## Interface markup and scripts

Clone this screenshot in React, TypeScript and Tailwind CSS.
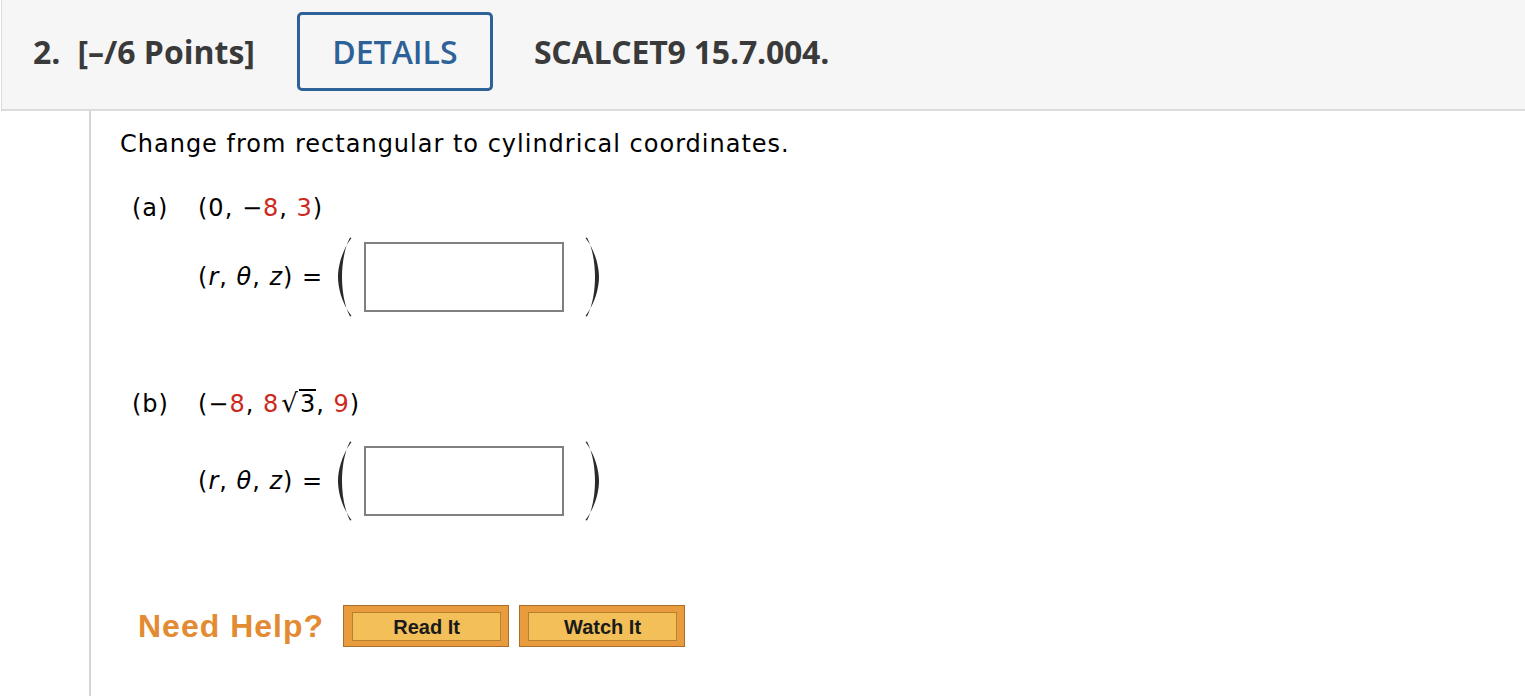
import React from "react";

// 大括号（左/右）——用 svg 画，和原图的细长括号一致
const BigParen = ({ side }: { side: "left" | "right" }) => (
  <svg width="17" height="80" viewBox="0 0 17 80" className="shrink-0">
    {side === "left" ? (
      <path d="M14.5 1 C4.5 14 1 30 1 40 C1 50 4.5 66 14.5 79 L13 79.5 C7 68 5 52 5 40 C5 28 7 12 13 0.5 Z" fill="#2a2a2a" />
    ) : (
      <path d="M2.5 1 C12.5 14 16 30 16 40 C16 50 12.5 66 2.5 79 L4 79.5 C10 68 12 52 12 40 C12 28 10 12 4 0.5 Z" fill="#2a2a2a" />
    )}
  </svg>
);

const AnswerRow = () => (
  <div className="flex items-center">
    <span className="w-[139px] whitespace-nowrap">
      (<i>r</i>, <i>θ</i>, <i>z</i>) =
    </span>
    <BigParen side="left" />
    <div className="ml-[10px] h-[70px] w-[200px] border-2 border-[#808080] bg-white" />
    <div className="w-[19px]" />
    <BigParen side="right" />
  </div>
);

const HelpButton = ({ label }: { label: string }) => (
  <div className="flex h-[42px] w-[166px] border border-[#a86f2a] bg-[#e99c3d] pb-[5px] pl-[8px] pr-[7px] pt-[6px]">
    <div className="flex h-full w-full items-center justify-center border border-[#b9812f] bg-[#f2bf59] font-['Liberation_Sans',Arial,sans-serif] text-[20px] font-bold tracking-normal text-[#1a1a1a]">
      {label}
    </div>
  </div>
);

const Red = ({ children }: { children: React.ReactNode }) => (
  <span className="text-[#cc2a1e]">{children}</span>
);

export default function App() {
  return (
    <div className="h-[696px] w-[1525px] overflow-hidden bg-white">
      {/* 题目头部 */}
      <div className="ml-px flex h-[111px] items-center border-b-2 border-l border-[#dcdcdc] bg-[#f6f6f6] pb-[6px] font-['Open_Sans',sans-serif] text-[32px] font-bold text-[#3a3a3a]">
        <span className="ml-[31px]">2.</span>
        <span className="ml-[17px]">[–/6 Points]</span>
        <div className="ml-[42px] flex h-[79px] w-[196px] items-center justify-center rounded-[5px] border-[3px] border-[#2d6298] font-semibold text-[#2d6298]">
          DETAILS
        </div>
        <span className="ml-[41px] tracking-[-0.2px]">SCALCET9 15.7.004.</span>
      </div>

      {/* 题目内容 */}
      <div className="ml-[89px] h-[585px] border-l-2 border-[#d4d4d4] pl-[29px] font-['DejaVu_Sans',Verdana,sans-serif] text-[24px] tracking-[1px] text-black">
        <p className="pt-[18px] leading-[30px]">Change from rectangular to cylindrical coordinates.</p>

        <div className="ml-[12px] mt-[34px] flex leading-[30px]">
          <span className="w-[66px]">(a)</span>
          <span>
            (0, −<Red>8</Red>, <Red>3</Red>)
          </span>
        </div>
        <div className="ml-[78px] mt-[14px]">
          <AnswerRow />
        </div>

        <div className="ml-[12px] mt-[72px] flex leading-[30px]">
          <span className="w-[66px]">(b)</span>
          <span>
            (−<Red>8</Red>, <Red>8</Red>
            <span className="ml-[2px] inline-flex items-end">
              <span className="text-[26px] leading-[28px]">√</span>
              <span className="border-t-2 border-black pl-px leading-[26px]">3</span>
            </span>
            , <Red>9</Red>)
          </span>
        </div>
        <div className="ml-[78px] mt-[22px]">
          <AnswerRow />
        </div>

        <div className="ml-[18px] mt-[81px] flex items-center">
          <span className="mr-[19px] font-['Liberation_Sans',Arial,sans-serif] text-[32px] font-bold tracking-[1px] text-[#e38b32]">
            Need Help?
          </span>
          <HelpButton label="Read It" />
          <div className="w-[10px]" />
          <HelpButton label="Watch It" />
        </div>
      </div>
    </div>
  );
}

...

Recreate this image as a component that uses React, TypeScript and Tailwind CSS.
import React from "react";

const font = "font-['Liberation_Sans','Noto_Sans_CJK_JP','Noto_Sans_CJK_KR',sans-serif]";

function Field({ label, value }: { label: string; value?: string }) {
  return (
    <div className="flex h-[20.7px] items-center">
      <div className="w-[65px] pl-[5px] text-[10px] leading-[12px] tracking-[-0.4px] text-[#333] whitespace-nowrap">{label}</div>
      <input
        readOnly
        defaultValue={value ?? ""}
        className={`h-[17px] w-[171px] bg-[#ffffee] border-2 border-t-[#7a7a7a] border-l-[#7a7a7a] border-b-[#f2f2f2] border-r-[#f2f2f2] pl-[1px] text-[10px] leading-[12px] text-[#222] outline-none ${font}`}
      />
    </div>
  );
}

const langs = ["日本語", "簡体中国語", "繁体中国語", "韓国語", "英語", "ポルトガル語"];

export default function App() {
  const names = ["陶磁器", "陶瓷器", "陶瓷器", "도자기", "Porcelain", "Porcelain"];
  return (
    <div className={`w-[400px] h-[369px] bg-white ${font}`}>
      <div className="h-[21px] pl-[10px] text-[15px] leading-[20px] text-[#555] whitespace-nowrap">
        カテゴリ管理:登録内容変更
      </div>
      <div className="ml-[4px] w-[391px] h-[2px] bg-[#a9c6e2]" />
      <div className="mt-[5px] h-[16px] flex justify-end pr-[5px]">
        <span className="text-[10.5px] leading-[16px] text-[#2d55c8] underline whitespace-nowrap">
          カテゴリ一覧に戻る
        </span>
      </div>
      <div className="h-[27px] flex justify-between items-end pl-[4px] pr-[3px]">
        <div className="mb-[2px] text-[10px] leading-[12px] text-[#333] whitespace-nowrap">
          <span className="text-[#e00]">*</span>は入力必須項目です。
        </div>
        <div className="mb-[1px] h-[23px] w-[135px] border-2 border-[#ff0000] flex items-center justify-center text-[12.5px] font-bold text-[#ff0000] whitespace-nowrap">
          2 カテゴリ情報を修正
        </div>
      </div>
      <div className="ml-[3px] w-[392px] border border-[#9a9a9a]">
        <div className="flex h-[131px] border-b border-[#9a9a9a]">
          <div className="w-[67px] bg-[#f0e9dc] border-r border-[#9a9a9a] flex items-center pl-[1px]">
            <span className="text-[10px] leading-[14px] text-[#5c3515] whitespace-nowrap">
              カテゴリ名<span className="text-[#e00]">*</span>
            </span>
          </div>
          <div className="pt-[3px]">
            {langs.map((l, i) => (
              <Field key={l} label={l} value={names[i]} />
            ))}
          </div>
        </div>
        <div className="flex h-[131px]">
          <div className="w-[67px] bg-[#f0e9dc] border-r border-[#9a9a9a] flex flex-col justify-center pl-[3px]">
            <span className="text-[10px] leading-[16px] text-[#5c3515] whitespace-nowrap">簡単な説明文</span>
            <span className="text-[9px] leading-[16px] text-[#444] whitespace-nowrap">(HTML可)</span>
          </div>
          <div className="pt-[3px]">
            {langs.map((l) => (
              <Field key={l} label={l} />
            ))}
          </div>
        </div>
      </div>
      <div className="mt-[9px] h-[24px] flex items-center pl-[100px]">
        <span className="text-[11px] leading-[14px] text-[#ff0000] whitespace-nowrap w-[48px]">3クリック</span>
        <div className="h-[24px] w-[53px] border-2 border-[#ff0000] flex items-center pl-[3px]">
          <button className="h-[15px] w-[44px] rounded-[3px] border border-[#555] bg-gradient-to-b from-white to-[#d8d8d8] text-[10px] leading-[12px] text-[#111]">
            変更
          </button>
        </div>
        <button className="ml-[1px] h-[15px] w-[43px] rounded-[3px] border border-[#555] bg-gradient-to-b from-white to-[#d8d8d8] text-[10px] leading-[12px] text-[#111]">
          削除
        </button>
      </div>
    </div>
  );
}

## Short task
Report each line in the preceding entries that holds the string "TypeScript".

## Result for this exercise
Clone this screenshot in React, TypeScript and Tailwind CSS.
Recreate this image as a component that uses React, TypeScript and Tailwind CSS.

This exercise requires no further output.